Yup: (1) = sight, (2) = touch, (3) = smell, (4) = sound. Missing: taste.

Did I describe the tastes of any item? Instead of having a seafood platter, I could have given myself a filet mignon and described the slightly burned, savoury taste of my medium-rare filet, enhanced by the salty flavour of sizzling, smoky bacon in which it was wrapped, a dollop of herbal butter at the top slowly beginning to melt, mixing with the clear jus beneath. Are you salivating already? I haven’t finished!

The meal could have started with an entrée of prawns mixed with nectarines, the matching sweetness of the prawns offset by the sharpness of a lime juice dressing and enhanced by the mellow richness of hazelnut oil.

Taste is the one sense that is almost always combined with other senses. After all, what you are trying to achieve in your writing is to stir your reader’s emotions. Thus, the tastes need to be paired with the other senses: colour, temperature, sound and, of course, the most important one – smell. As Russell Jones writes in Sense (Welbeck Publishing, 2020), it needs to be a combination where all our senses cross over. Did you know that (reportedly) coffee tastes better if you drink it from a red cup rather than a blue one? In it, he writes about enjoying a nice rosé whilst on holiday in the south of France. So he bought a couple of bottles to take home to England … You guessed it, it tasted nowhere near the same. Most of us wine lovers would recall a similar experience.

The effects of certain tastes are dependent on the environment, particularly so in fiction writing. In a crime story, experienced readers would automatically associate the taste and smell of almonds emitting from the mouth of the victim with – not almonds, but arsenic!

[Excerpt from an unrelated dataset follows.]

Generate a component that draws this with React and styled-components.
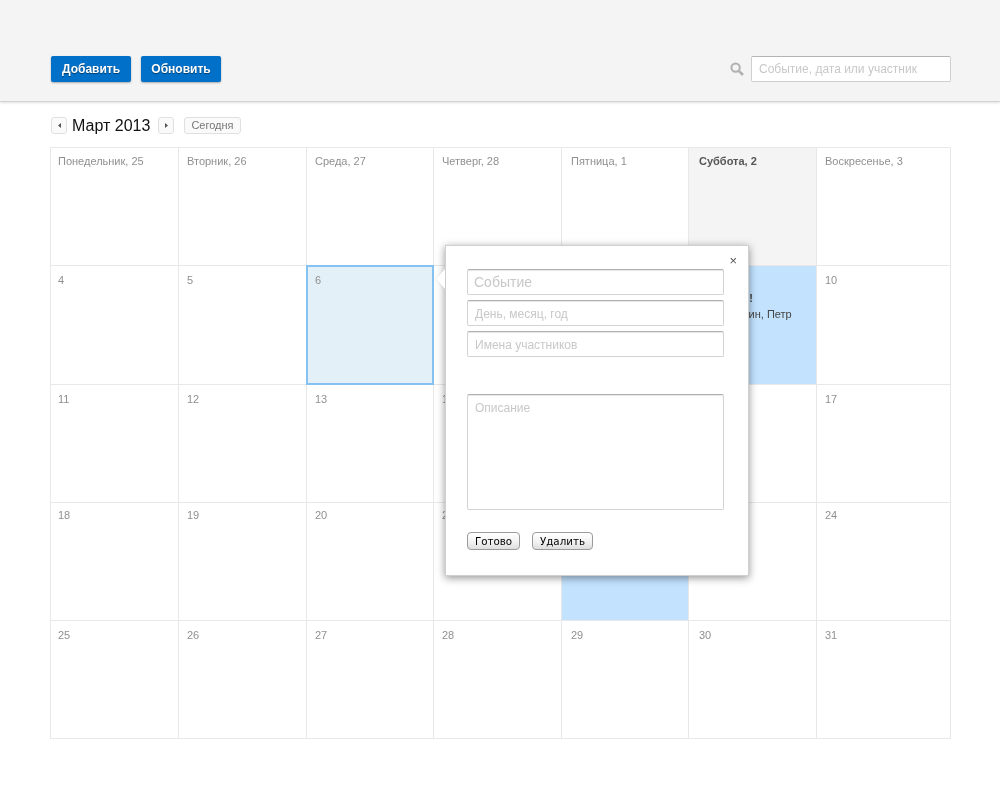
import React from "react";
import styled, { createGlobalStyle } from "styled-components";

const Global = createGlobalStyle`
  html, body { margin: 0; padding: 0; background: #fff; }
  body { font-family: "Liberation Sans", Arial, sans-serif; font-size: 12px; color: #999; }
  * { box-sizing: border-box; }
`;

const Page = styled.div`
  position: relative;
  width: 1000px;
  height: 803px;
  overflow: hidden;
  will-change: transform;
`;

const Toolbar = styled.header`
  height: 102px;
  background: #f4f4f4;
  border-bottom: 1px solid #d2d2d2;
  box-shadow: 0 1px 2px rgba(0, 0, 0, 0.12);
  padding: 56px 49px 0 51px;
  display: flex;
  align-items: flex-start;
  justify-content: space-between;
`;

const Group = styled.div`
  display: flex;
  align-items: center;
  gap: ${(p) => p.$gap || 10}px;
`;

const PrimaryButton = styled.button`
  width: 80px;
  height: 26px;
  padding: 0;
  border: 0;
  border-radius: 2px;
  background: #0070c8;
  box-shadow: 0 1px 2px rgba(0, 0, 0, 0.3);
  color: #fff;
  font: bold 12px "Liberation Sans", Arial, sans-serif;
  text-shadow: 0 1px 1px rgba(0, 0, 0, 0.45);
`;

const SearchBox = styled.div`
  width: 200px;
  height: 26px;
  background: #fff;
  border: 1px solid #cfcfcf;
  border-top-color: #b4b4b4;
  border-radius: 2px;
  padding: 0 7px;
  line-height: 24px;
  font-size: 12px;
  color: #c8c8c8;
`;

const Nav = styled.div`
  height: 45px;
  padding: 15px 0 0 51px;
  display: flex;
  align-items: flex-start;
`;

const ArrowButton = styled.button`
  width: 16px;
  height: 17px;
  padding: 0;
  border: 1px solid #e0e0e0;
  border-radius: 3px;
  background: #fafafa;
  display: flex;
  align-items: center;
  justify-content: center;
`;

const Month = styled.h1`
  margin: -1px 8px 0 5px;
  width: 78px;
  font: normal 16px/20px "Liberation Sans", Arial, sans-serif;
  color: #111;
  white-space: nowrap;
`;

const TodayButton = styled.button`
  width: 57px;
  height: 17px;
  margin-left: 10px;
  padding: 0 0 1px;
  border: 1px solid #e0e0e0;
  border-radius: 3px;
  background: #fafafa;
  color: #777;
  font: 11px/14px "Liberation Sans", Arial, sans-serif;
`;

const Grid = styled.div`
  margin-left: 50px;
  width: 901px;
  display: grid;
  grid-template-columns: 128px 128px 127px 128px 127px 128px 134px;
  grid-template-rows: 118px 119px 118px 118px 118px;
  border-top: 1px solid #e8e8e8;
  border-left: 1px solid #e8e8e8;
`;

const Cell = styled.div`
  border-right: 1px solid #e8e8e8;
  border-bottom: 1px solid #e8e8e8;
  padding: ${(p) => p.$top}px 0 0 ${(p) => p.$left}px;
  line-height: 14px;
  font-size: 11px;
  color: #909090;
  white-space: nowrap;
  overflow: hidden;
  background: ${(p) => (p.$today ? "#f4f4f4" : p.$event ? "#c2e2fe" : "transparent")};
  font-weight: ${(p) => (p.$today ? "bold" : "normal")};
  ${(p) => p.$today && "color: #555;"}
  ${(p) =>
    p.$selected &&
    `
    background: #e3f0f8;
    outline: 2px solid #85c2f2;
    outline-offset: -2px;
    margin: -1px 0 0 -1px;
    padding-top: ${p.$top + 1}px;
    padding-left: ${p.$left + 1}px;
  `}
`;

const EventTitle = styled.div`
  margin: 4px 0 0 -2px;
  font-size: 11px;
  font-weight: bold;
  line-height: 14px;
  color: #444;
`;

const EventPeople = styled.div`
  margin-left: -1px;
  font-size: 11px;
  line-height: 18px;
  color: #444;
  white-space: normal;
`;

const Popover = styled.div`
  position: absolute;
  left: 445px;
  top: 245px;
  width: 304px;
  height: 331px;
  background: #fff;
  border: 1px solid #cfcfcf;
  box-shadow: 0 2px 8px rgba(0, 0, 0, 0.42);
  padding: 23px 25px 0 21px;
  display: flex;
  flex-direction: column;
`;

const Beak = styled.div`
  position: absolute;
  left: -10px;
  top: 23px;
  width: 0;
  height: 0;
  border-style: solid;
  border-width: 10px 9px 10px 0;
  border-color: transparent #fff transparent transparent;
  filter: drop-shadow(-1px 0 1px rgba(0, 0, 0, 0.08));
`;

const Close = styled.div`
  position: absolute;
  right: 11px;
  top: 8px;
  font: 13px/14px "Liberation Sans", Arial, sans-serif;
  color: #555;
`;

const Field = styled.div`
  width: 257px;
  height: ${(p) => p.$h || 26}px;
  margin-bottom: ${(p) => p.$mb ?? 5}px;
  padding: ${(p) => (p.$multi ? "6px 7px 0" : p.$large ? "0 6px" : "1px 7px 0")};
  background: #fff;
  border: 1px solid #d3d3d3;
  border-top: 1px solid #b0b0b0;
  border-radius: 2px;
  box-shadow: inset 0 1px 1px rgba(0, 0, 0, 0.1);
  font-size: ${(p) => (p.$large ? 14 : 12)}px;
  line-height: ${(p) => (p.$multi ? "14px" : "24px")};
  color: #c8c8c8;
`;

const Actions = styled.div`
  display: flex;
  gap: 12px;
  margin-top: 22px;
`;

const FormButton = styled.button`
  height: 18px;
  width: ${(p) => p.$w}px;
  padding: 0;
  border: 1px solid #9b9b9b;
  border-radius: 4px;
  background: linear-gradient(#ffffff, #f2f2f2 55%, #dedede);
  color: #000;
  font: 10.3px/16px "DejaVu Sans", Verdana, sans-serif;
`;

const columnPad = [7, 8, 8, 8, 9, 10, 8];
const head = ["Понедельник, 25", "Вторник, 26", "Среда, 27", "Четверг, 28", "Пятница, 1", "Суббота, 2", "Воскресенье, 3"];
const weeks = [
  [4, 5, 6, 7, 8, 9, 10],
  [11, 12, 13, 14, 15, 16, 17],
  [18, 19, 20, 21, 22, 23, 24],
  [25, 26, 27, 28, 29, 30, 31],
];

export default function App() {
  return (
    <Page>
      <Global />
      <Toolbar>
        <Group>
          <PrimaryButton>Добавить</PrimaryButton>
          <PrimaryButton>Обновить</PrimaryButton>
        </Group>
        <Group $gap={7}>
          <svg width="14" height="14" viewBox="0 0 14 14" fill="none" stroke="#b0b0b0">
            <circle cx="5.6" cy="5.6" r="4.2" strokeWidth="2" />
            <path d="M8.8 8.8l4.2 4.2" strokeWidth="2.6" />
          </svg>
          <SearchBox>Событие, дата или участник</SearchBox>
        </Group>
      </Toolbar>
      <Nav>
        <ArrowButton aria-label="Назад">
          <svg width="3" height="5" viewBox="0 0 3 5"><path d="M3 0v5L0 2.5z" fill="#555" /></svg>
        </ArrowButton>
        <Month>Март 2013</Month>
        <ArrowButton aria-label="Вперёд">
          <svg width="3" height="5" viewBox="0 0 3 5"><path d="M0 0v5L3 2.5z" fill="#555" /></svg>
        </ArrowButton>
        <TodayButton>Сегодня</TodayButton>
      </Nav>
      <Grid>
        {head.map((h, i) => (
          <Cell key={h} $top={6} $left={columnPad[i]} $today={i === 5}>{h}</Cell>
        ))}
        {weeks.map((week, w) =>
          week.map((d, i) => (
            <Cell
              key={d}
              $top={w === 2 ? 5 : 7}
              $left={columnPad[i]}
              $selected={d === 6}
              $event={d === 9 || d === 22}
            >
              {d}
              {d === 9 && (
                <>
                  <EventTitle>Напиться!</EventTitle>
                  <EventPeople>Витя Костин, Петр Михайлов</EventPeople>
                </>
              )}
            </Cell>
          ))
        )}
      </Grid>
      <Popover>
        <Beak />
        <Close>×</Close>
        <Field $large>Событие</Field>
        <Field>День, месяц, год</Field>
        <Field $mb={37}>Имена участников</Field>
        <Field $h={116} $mb={0} $multi>Описание</Field>
        <Actions>
          <FormButton $w={53}>Готово</FormButton>
          <FormButton $w={61}>Удалить</FormButton>
        </Actions>
      </Popover>
    </Page>
  );
}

No, I’ve never tasted or smelled arsenic myself either, but Agatha Christie was certainly able to describe it vividly.

How old the reader is makes a big difference as well. In her work Life in Five Senses (Two Roads, 2023), Gretchen Rubin describes a ‘tastes timeline’, beginning with young children’s tastes and continuing their evolution through to adulthood and old age. Baby food, anyone? Want to try to convince a toddler to eat fennel? Do you remember when, for the first time, you tried a sip of dad’s red wine? Yuk!

Which tastes from childhood do you remember? Milk rice is mine, and I still love vanilla custard even today. Except that, when I was 10 years old, I’d eat the cake first, then the custard, whereas today I mix the two.

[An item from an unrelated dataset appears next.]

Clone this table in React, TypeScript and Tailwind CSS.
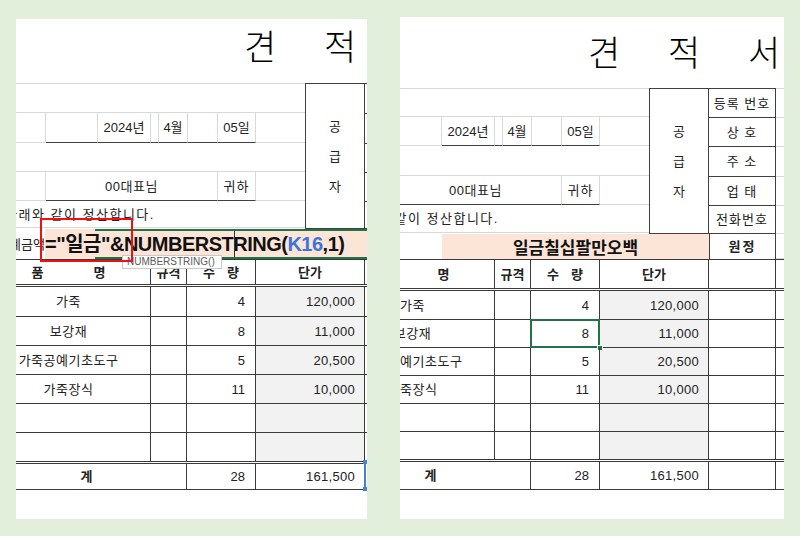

So if, in your reader’s mind, your writing evokes a memory – particularly a childhood memory – you get them emotionally involved, and you have just gained another fan. On the other hand, if your writing is considered plain and boring, it might be described as ‘plain vanilla’. Yes, no emotional thumbs-up that vanilla custard might generate.

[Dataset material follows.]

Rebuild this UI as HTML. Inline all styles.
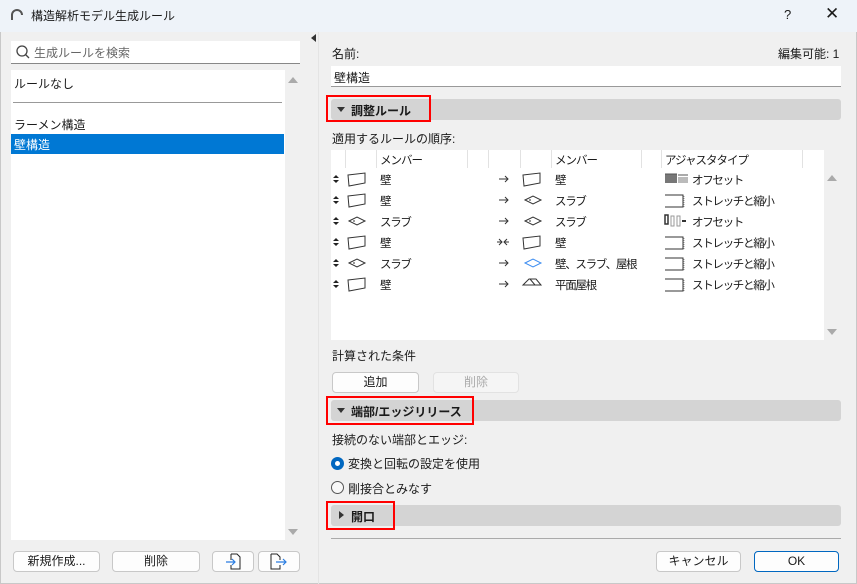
<!DOCTYPE html>
<html><head><meta charset="utf-8"><style>
*{box-sizing:border-box;margin:0;padding:0}
body{width:857px;height:584px;overflow:hidden;background:#f0f0f0;font-family:"Liberation Sans","Noto Sans CJK JP",sans-serif;font-size:12px;color:#1a1a1a;position:relative}
.a{position:absolute;white-space:nowrap}
.btn{position:absolute;background:#fdfdfd;border:1px solid #c8c8c8;border-radius:4px;text-align:center;line-height:19px;font-size:12px}
.sec{position:absolute;left:331px;width:510px;height:21px;background:#d4d4d4;border-radius:3px}
.red{position:absolute;border:2px solid #ff0000}
.st{position:absolute;font-weight:bold;font-size:12px}
.tri{position:absolute;width:0;height:0}
.sep{position:absolute;top:150px;width:1px;height:18px;background:#e2e2e2}
</style></head><body>
<div class="a" style="left:0;top:0;width:857px;height:32px;background:#eef3f9"></div>
<svg class="a" style="left:10px;top:8px" width="14" height="14"><path d="M2 12 V7 A5 5 0 0 1 12 7" stroke="#555" stroke-width="2" fill="none"/></svg>
<div class="a" style="left:31px;top:7px;font-size:12px">構造解析モデル生成ルール</div>
<div class="a" style="left:784px;top:7px;font-size:13px">?</div>
<div class="a" style="left:825px;top:4px;font-size:17px">✕</div>
<div class="a" style="left:0;top:32px;width:857px;height:552px;border:1px solid #c8c8c8;border-top:none"></div>
<div class="tri" style="left:311px;top:34px;border-right:5px solid #333;border-top:4px solid transparent;border-bottom:4px solid transparent"></div>
<div class="a" style="left:318px;top:32px;width:1px;height:552px;background:#e4e4e4"></div>
<!-- left -->
<div class="a" style="left:11px;top:41px;width:289px;height:23px;background:#fff;border-bottom:1px solid #888"></div>
<svg class="a" style="left:15px;top:44px" width="16" height="16"><circle cx="7" cy="7" r="5" stroke="#444" stroke-width="1.3" fill="none"/><path d="M10.5 10.5 L14 14" stroke="#444" stroke-width="1.3"/></svg>
<div class="a" style="left:34px;top:44px;color:#666">生成ルールを検索</div>
<div class="a" style="left:11px;top:70px;width:274px;height:470px;background:#fff"></div>
<div class="tri" style="left:288px;top:77px;border-bottom:6px solid #aaa;border-left:5px solid transparent;border-right:5px solid transparent"></div>
<div class="tri" style="left:288px;top:529px;border-top:6px solid #aaa;border-left:5px solid transparent;border-right:5px solid transparent"></div>
<div class="a" style="left:14px;top:75px">ルールなし</div>
<div class="a" style="left:13px;top:102px;width:269px;height:1px;background:#999"></div>
<div class="a" style="left:14px;top:116px">ラーメン構造</div>
<div class="a" style="left:11px;top:134px;width:273px;height:20px;background:#0078d4"></div>
<div class="a" style="left:14px;top:136px;color:#fff">壁構造</div>
<div class="btn" style="left:13px;top:551px;width:87px;height:21px">新規作成...</div>
<div class="btn" style="left:112px;top:551px;width:88px;height:21px">削除</div>
<div class="btn" style="left:212px;top:551px;width:42px;height:21px"></div>
<div class="btn" style="left:258px;top:551px;width:42px;height:21px"></div>
<svg class="a" style="left:224px;top:553px" width="20" height="18"><path d="M7 1 H13 L16 4 V16 H7 V12 M7 7 V1" stroke="#222" fill="none"/><path d="M2 9 H11 M8 6 L11 9 L8 12" stroke="#2a7de1" fill="none" stroke-width="1.2"/></svg>
<svg class="a" style="left:268px;top:553px" width="22" height="18"><path d="M3 1 H9 L12 4 V7 M12 12 V16 H3 V1" stroke="#222" fill="none"/><path d="M8 9 H18 M15 6 L18 9 L15 12" stroke="#2a7de1" fill="none" stroke-width="1.2"/></svg>
<!-- right -->
<div class="a" style="left:332px;top:45px">名前:</div>
<div class="a" style="left:778px;top:45px">編集可能: 1</div>
<div class="a" style="left:331px;top:66px;width:510px;height:21px;background:#fff;border-bottom:1px solid #999"></div>
<div class="a" style="left:334px;top:69px">壁構造</div>
<div class="sec" style="top:99px"></div>
<div class="tri" style="left:337px;top:107px;border-top:5px solid #333;border-left:4px solid transparent;border-right:4px solid transparent"></div>
<div class="st" style="left:351px;top:102px">調整ルール</div>
<div class="red" style="left:326px;top:95px;width:105px;height:27px"></div>
<div class="a" style="left:332px;top:130px">適用するルールの順序:</div>
<div class="a" style="left:331px;top:150px;width:493px;height:190px;background:#fff"></div>
<div class="a" style="left:824px;top:150px;width:17px;height:190px;background:#f0f0f0"></div>
<div class="tri" style="left:827px;top:175px;border-bottom:6px solid #aaa;border-left:5px solid transparent;border-right:5px solid transparent"></div>
<div class="tri" style="left:827px;top:329px;border-top:6px solid #aaa;border-left:5px solid transparent;border-right:5px solid transparent"></div>
<div class="sep" style="left:345px"></div><div class="sep" style="left:376px"></div><div class="sep" style="left:467px"></div><div class="sep" style="left:488px"></div><div class="sep" style="left:520px"></div><div class="sep" style="left:551px"></div><div class="sep" style="left:641px"></div><div class="sep" style="left:661px"></div><div class="sep" style="left:802px"></div>
<div class="a" style="left:380px;top:152px;font-size:11.5px;letter-spacing:-1px">メンバー</div>
<div class="a" style="left:555px;top:152px;font-size:11.5px;letter-spacing:-1px">メンバー</div>
<div class="a" style="left:665px;top:152px;font-size:11.5px;letter-spacing:-1px">アジャスタタイプ</div>
<svg class="a" style="left:331px;top:168px" width="490" height="126" font-family="Liberation Sans,Noto Sans CJK JP,sans-serif" font-size="11.5" letter-spacing="-1.3" fill="#1a1a1a">
<defs>
<g id="ud"><path d="M0 -1 L3 -4 L6 -1 Z M0 1 L3 4 L6 1 Z" fill="#222"/></g>
<g id="wall"><path d="M0 2 L17 0 L17 10 L1 13 Z" fill="#fff" stroke="#333"/></g>
<g id="slab"><path d="M0 5 L8 1 L16 5 L8 9 Z" fill="#fff" stroke="#333"/><path d="M5 4 V6" stroke="#333"/></g>
<g id="str"><path d="M0 4 H18 V16 H0" fill="none" stroke="#333"/><path d="M19 5 V16" stroke="#999" stroke-dasharray="1 1"/></g>
<g id="arr"><path d="M0 0 H9 M6 -3 L9 0 L6 3" stroke="#333" fill="none"/></g>
</defs>
<use href="#ud" x="2" y="11"/><use href="#ud" x="2" y="32"/><use href="#ud" x="2" y="53"/><use href="#ud" x="2" y="74"/><use href="#ud" x="2" y="95"/><use href="#ud" x="2" y="116"/>
<use href="#wall" x="17" y="5"/><use href="#wall" x="17" y="26"/><use href="#slab" x="18" y="48"/><use href="#wall" x="17" y="68"/><use href="#slab" x="18" y="90"/><use href="#wall" x="17" y="110"/>
<text x="49" y="16">壁</text><text x="49" y="37">壁</text><text x="49" y="58">スラブ</text><text x="49" y="79">壁</text><text x="49" y="100">スラブ</text><text x="49" y="121">壁</text>
<use href="#arr" x="168" y="11"/><use href="#arr" x="168" y="32"/><use href="#arr" x="168" y="53"/><use href="#arr" x="168" y="116"/><use href="#arr" x="168" y="95"/>
<path d="M166 74 H171 M168 71 L171 74 L168 77 M178 74 H173 M176 71 L173 74 L176 77" stroke="#333" fill="none"/>
<use href="#wall" x="192" y="5"/><use href="#slab" x="194" y="27"/><use href="#slab" x="194" y="48"/><use href="#wall" x="192" y="68"/>
<path d="M194 95 L202 91 L210 95 L202 99 Z" fill="#fff" stroke="#3c8cf0"/>
<path d="M192 117 L198 111 H205 L210 117 Z M199 111 L204 117" fill="#fff" stroke="#333"/>
<text x="224" y="16">壁</text><text x="224" y="37">スラブ</text><text x="224" y="58">スラブ</text><text x="224" y="79">壁</text><text x="224" y="100">壁、スラブ、屋根</text><text x="224" y="121">平面屋根</text>
<rect x="334" y="6" width="12" height="9" fill="#777"/><rect x="347" y="9" width="10" height="6" fill="#bbb"/><path d="M334 6 H346 M347 7 H357" stroke="#555"/>
<use href="#str" x="334" y="23"/><use href="#str" x="334" y="65"/><use href="#str" x="334" y="86"/><use href="#str" x="334" y="107"/>
<rect x="334" y="47" width="3" height="9" fill="none" stroke="#333" stroke-width="1.5"/><rect x="340" y="48" width="3" height="10" fill="none" stroke="#999"/><rect x="346" y="48" width="3" height="10" fill="none" stroke="#999"/><path d="M351 53 H355" stroke="#333" stroke-width="2"/>
<text x="361" y="16">オフセット</text><text x="361" y="37">ストレッチと縮小</text><text x="361" y="58">オフセット</text><text x="361" y="79">ストレッチと縮小</text><text x="361" y="100">ストレッチと縮小</text><text x="361" y="121">ストレッチと縮小</text>
</svg>
<div class="a" style="left:332px;top:347px">計算された条件</div>
<div class="btn" style="left:332px;top:372px;width:87px;height:21px">追加</div>
<div class="btn" style="left:433px;top:372px;width:86px;height:21px;background:#f5f5f5;border-color:#e2e2e2;color:#aaa">削除</div>
<div class="sec" style="top:400px"></div>
<div class="tri" style="left:337px;top:408px;border-top:5px solid #333;border-left:4px solid transparent;border-right:4px solid transparent"></div>
<div class="st" style="left:351px;top:403px">端部/エッジリリース</div>
<div class="red" style="left:326px;top:396px;width:148px;height:29px"></div>
<div class="a" style="left:332px;top:431px">接続のない端部とエッジ:</div>
<div class="a" style="left:331px;top:457px;width:13px;height:13px;border-radius:50%;background:#0067c0"></div>
<div class="a" style="left:335px;top:461px;width:5px;height:5px;border-radius:50%;background:#fff"></div>
<div class="a" style="left:348px;top:455px">変換と回転の設定を使用</div>
<div class="a" style="left:331px;top:481px;width:13px;height:13px;border-radius:50%;border:1px solid #555;background:#f8f8f8"></div>
<div class="a" style="left:348px;top:480px">剛接合とみなす</div>
<div class="sec" style="top:505px"></div>
<div class="tri" style="left:339px;top:511px;border-left:5px solid #333;border-top:4px solid transparent;border-bottom:4px solid transparent"></div>
<div class="st" style="left:351px;top:508px">開口</div>
<div class="red" style="left:326px;top:501px;width:69px;height:29px"></div>
<div class="a" style="left:331px;top:538px;width:510px;height:1px;background:#aaa"></div>
<div class="btn" style="left:656px;top:551px;width:85px;height:21px">キャンセル</div>
<div class="btn" style="left:754px;top:551px;width:85px;height:21px;border-color:#0067c0">OK</div>
</body></html>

Logically, the sense of taste is most commonly related to food, but it can equally invoke (if that is the right word) the visualisation of an experience unrelated to food – or a painful experience. Your hero got knifed? ‘The metallic taste of blood’ is perhaps a bit overused. How does bile mixed with saltwater (other than salty) taste when one is thrown out of a boat with concrete shoes? How does one describe the taste of making love? [No Henrietta, it’s been too long since I read Lady Chatterley’s Lover and I can’t remember whether it contained anything about taste in sex. It was banned at the time I was a teenager, which is the very reason why I read it. And it wasn’t a painful experience either. But, as it was 65 years ago, my memory has become dimmer …]

Back to my competition story referred to above: its theme was about corruption in politics (only fiction, of course – this couldn’t possibly happen in real life now, could it?), and that would give most readers a sour taste. Unless, of course, you have a taste for politics. But don’t joke about it – that might be considered tasteless.